Classicisme enjoué aux Variations de Tannay
Ouverture de festival réussie lundi soir, avec le pianiste Jan Lisiecki, 26 ans, et l’Orchestre de chambre de Bâle
Un grand parc avec vue plongeante sur le lac Léman, une demeure du XVIIe siècle dans un domaine verdoyant: les Variations musicales de Tannay ont de quoi séduire le mélomane. Les concerts se déroulent sous une tente en plein air, érigée à proximité du château. Grâce aux certificats covid réclamés à l’entrée du site, le public a pu assister au concert d’ouverture sans porter de masque.

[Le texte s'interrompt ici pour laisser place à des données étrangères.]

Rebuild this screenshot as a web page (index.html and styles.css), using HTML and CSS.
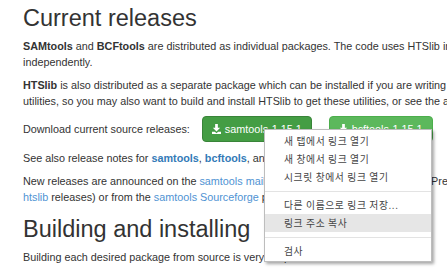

En l’absence d’Hélène Grimaud, le pianiste canado-polonais Jan Lisiecki, 26 ans, l’a remplacée. Sous l’épaisse chevelure blonde du pianiste, à l’allure encore juvénile, se cache une belle personnalité. Mais avant qu’il ne joue Mozart, les instrumentistes à cordes de l’Orchestre de chambre de Bâle sont montés sur l’estrade pour servir une pièce contemporaine du compositeur anglais Thomas Adès. Langage tout à fait accessible, habile maillage de motifs, séduisantes trouvailles de sonorités: Over the Sea – Shanty Songs for Orchestra (référence aux chants entonnés par les marins des vaisseaux marchands pour se donner du coeur à l’ouvrage) est une pièce plaisante. L’écriture se veut fine et élégante, avec des tenues aux violons sur un tapis de pizzicati. Le matériau sonore se démultiplie en plusieurs strates et plusieurs lignes enchevêtrées, avec un côté un peu «déglingué»… juste avant Mozart!
Un jeu clair et articulé
Concentré, les yeux parfois fermés, hochant la tête dans les passages plus intenses, Jan Lisiecki insuffle un bel élan au 20e Concerto pour piano en ré mineur. Son jeu clair, très articulé, s’inscrit dans les canons du classicisme. Le son est rond, jamais «cogné». Il sculpte les lignes avec bon goût. D’abord un peu «propre», il se laisse aller à davantage de fougue, notamment dans le développement du premier mouvement aux octaves marquées à la main gauche. La cadence, signée Beethoven, permet d’admirer un jeu très structuré et nuancé dans les gradations dynamiques. Jan Lisiecki s’adapte à l’acoustique sèche sous la tente. Il ne cède pas à la tentation de jouer avec davantage de pédale pour flatter son jeu. Tout est très dessiné et ciselé. Il aborde la Romance centrale à un tempo allant; l’épisode central brille par ses foucades orageuses. Le Rondo final emballe par son élan, réparties serrées et contrastes saillants avec l’orchestre. Acclamé, le jeune pianiste a joué la célèbre Marche turque de Mozart en bis, avec ce même souci de clarté et de faire avancer le discours. On aurait aimé un peu plus d’ampleur orchestrale dans les dernières pages.
Haydn par l’orchestre bâlois
En seconde partie, l’Orchestre de chambre de Bâle a choisi la 103e Symphonie dite Roulement de timbales de Haydn. Cors naturels, timbales en peau, absence de vibrato romantique aux cordes: c’est une lecture historiquement informée sous la conduite du violoniste Baptiste Lopez. En dépit de quelques raideurs et de micro-décalages aux cordes, cette interprétation roborative met en relief le caractère bucolique et les accents champêtres de la partition. On n’a pas échappé à quelques nuisances sonores… mais c’est aussi le charme du plein air!